In the near-term, the outlook is challenging. For the next year (FY2025), we expect revenue growth of ~1.2% (consensus) and a continued net loss of ~-$0.50 per share (consensus). Over the next three years (through FY2028), our base case assumes a modest Revenue CAGR of 1.5%, with the company slowly returning to break-even profitability. A bull case, assuming a successful merchandising refresh, could see revenue growth approach +4%, while a bear case would involve continued declines of -3% annually. The most sensitive variable is gross margin; a 200 basis point swing (from 29% to 31%) on ~$825 million in sales would impact gross profit by over ~$16 million, dramatically altering the company's bottom line from a significant loss to near-profitability. Our assumptions for the base case are: 1) no major recession impacting teen spending further, 2) stabilization of European operations, and 3) modest success in inventory management.

Over the long term, Zumiez's growth prospects are weak. In a 5-year scenario (through FY2030), our base case projects a Revenue CAGR of 0% to 1%, reflecting a company that has survived but is struggling for relevance in a competitive market. A 10-year outlook is highly speculative and could see the company acquired or rendered obsolete by shifting retail landscapes. Long-term growth is almost entirely dependent on the company's ability to reinvent its brand identity for future generations of young consumers. The key long-duration sensitivity is brand relevance; if it continues to erode, no amount of cost-cutting can create a sustainable growth story. Our assumptions include that mall traffic will continue a slow, secular decline and that competition from online and larger-format retailers will intensify.

Factor Analysis

  • Adjacency Expansion

    Fail

    Zumiez has failed to meaningfully expand into adjacent product categories or premiumize its offerings, leaving it vulnerable to trends in its core, low-margin apparel business.

    Zumiez's product strategy remains narrowly focused on third-party skate and streetwear brands, which has become a significant weakness. The company has not demonstrated an ability to build strong, higher-margin private labels or expand into adjacent categories like footwear or accessories with the same success as competitors. This lack of diversification is reflected in its deteriorating gross margins, which fell from 38.9% in fiscal 2021 to a projected ~29% in fiscal 2024, indicating a heavy reliance on promotions to move inventory.
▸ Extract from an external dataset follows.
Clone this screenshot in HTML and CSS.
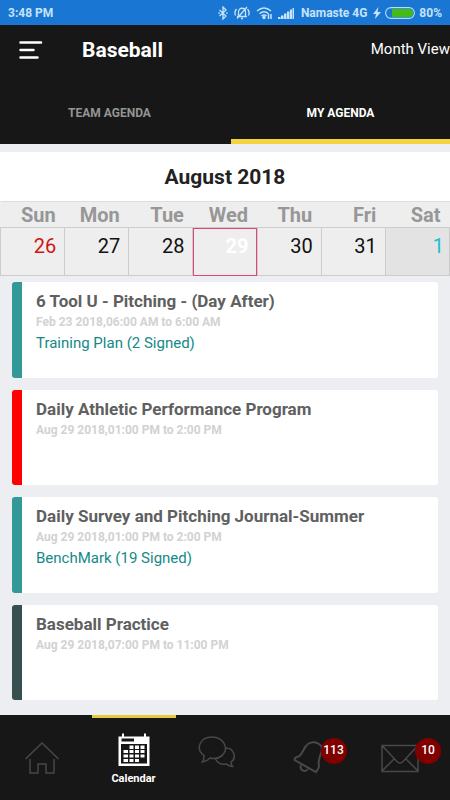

In contrast, competitors like Urban Outfitters and Abercrombie & Fitch have successfully moved upmarket and diversified their brand portfolios, protecting their profitability. Without new categories to drive growth and margin expansion, Zumiez's path to recovery is limited.

  • Digital & Loyalty Growth

    Fail

    The company's digital and omnichannel capabilities are underdeveloped and lag significantly behind competitors, failing to provide a meaningful source of growth.

    While Zumiez operates an e-commerce site and a loyalty program, its digital presence is not a competitive advantage. The company's digital sales mix is well below that of more successful peers, such as Pacsun, which reportedly derives over 50% of its revenue from online channels. Larger competitors like American Eagle Outfitters and Urban Outfitters have invested heavily in sophisticated mobile apps, data analytics, and personalization to drive online growth and customer loyalty. Zumiez's digital efforts appear insufficient to offset the secular decline in mall traffic and have not translated into stronger customer retention or higher average order values, as evidenced by the company's overall negative sales trends.

  • International Growth

    Fail

    International markets have been a significant source of financial loss rather than a growth driver, forcing the company to scale back its global presence.

    Zumiez's foray into international markets, particularly Europe (Blue Tomato) and Australia (Fast Times), has been a failure. These segments have consistently underperformed, generating significant operating losses that have dragged down the company's consolidated results. In the most recent fiscal year, international sales declined at a faster rate than North American sales, with Q4 2023 international sales down 10.4%. Management is now actively closing international stores and restructuring these operations. This strategy of retreat is the opposite of a growth story and contrasts sharply with the successful global expansion of competitors like Abercrombie & Fitch, highlighting a critical weakness in Zumiez's ability to execute outside its home market.

  • Ops & Supply Efficiencies

    Fail

    Efforts to improve operational efficiency are purely defensive maneuvers to mitigate losses, not strategic initiatives that create a competitive advantage or drive growth.

    Zumiez's management has focused on controlling expenses and reducing inventory to align with falling demand. While inventory management is a crucial retail discipline, the company's actions are reactive. The persistent need for deep markdowns, which has crushed gross margins, suggests fundamental issues with merchandise planning and allocation accuracy. There is no evidence that Zumiez possesses a superior supply chain. Unlike larger peers such as AEO, which has invested in logistics as a strategic asset, Zumiez's operational focus is on cutting costs to survive, not investing to build a more efficient foundation for future growth. These efforts can only protect the bottom line to a limited extent without a recovery in sales.

  • Store Expansion

    Fail

    The company is actively shrinking its physical store footprint, signaling a lack of profitable expansion opportunities and a focus on managing decline.

    Zumiez is in a period of store contraction, not expansion. The company's guidance for fiscal 2024 includes closing approximately 22 stores while opening only 4, for a net reduction of about 18 locations. This reflects the difficult reality of declining productivity and profitability across its mall-based fleet. This trend of net closures has been ongoing, indicating that the company sees limited 'whitespace' or opportunities to profitably open new stores in the current environment. Capital expenditures are being directed toward maintaining existing stores and IT systems, not growth. A shrinking store base is a clear indicator of a business facing severe headwinds, not one with a viable path to future unit growth.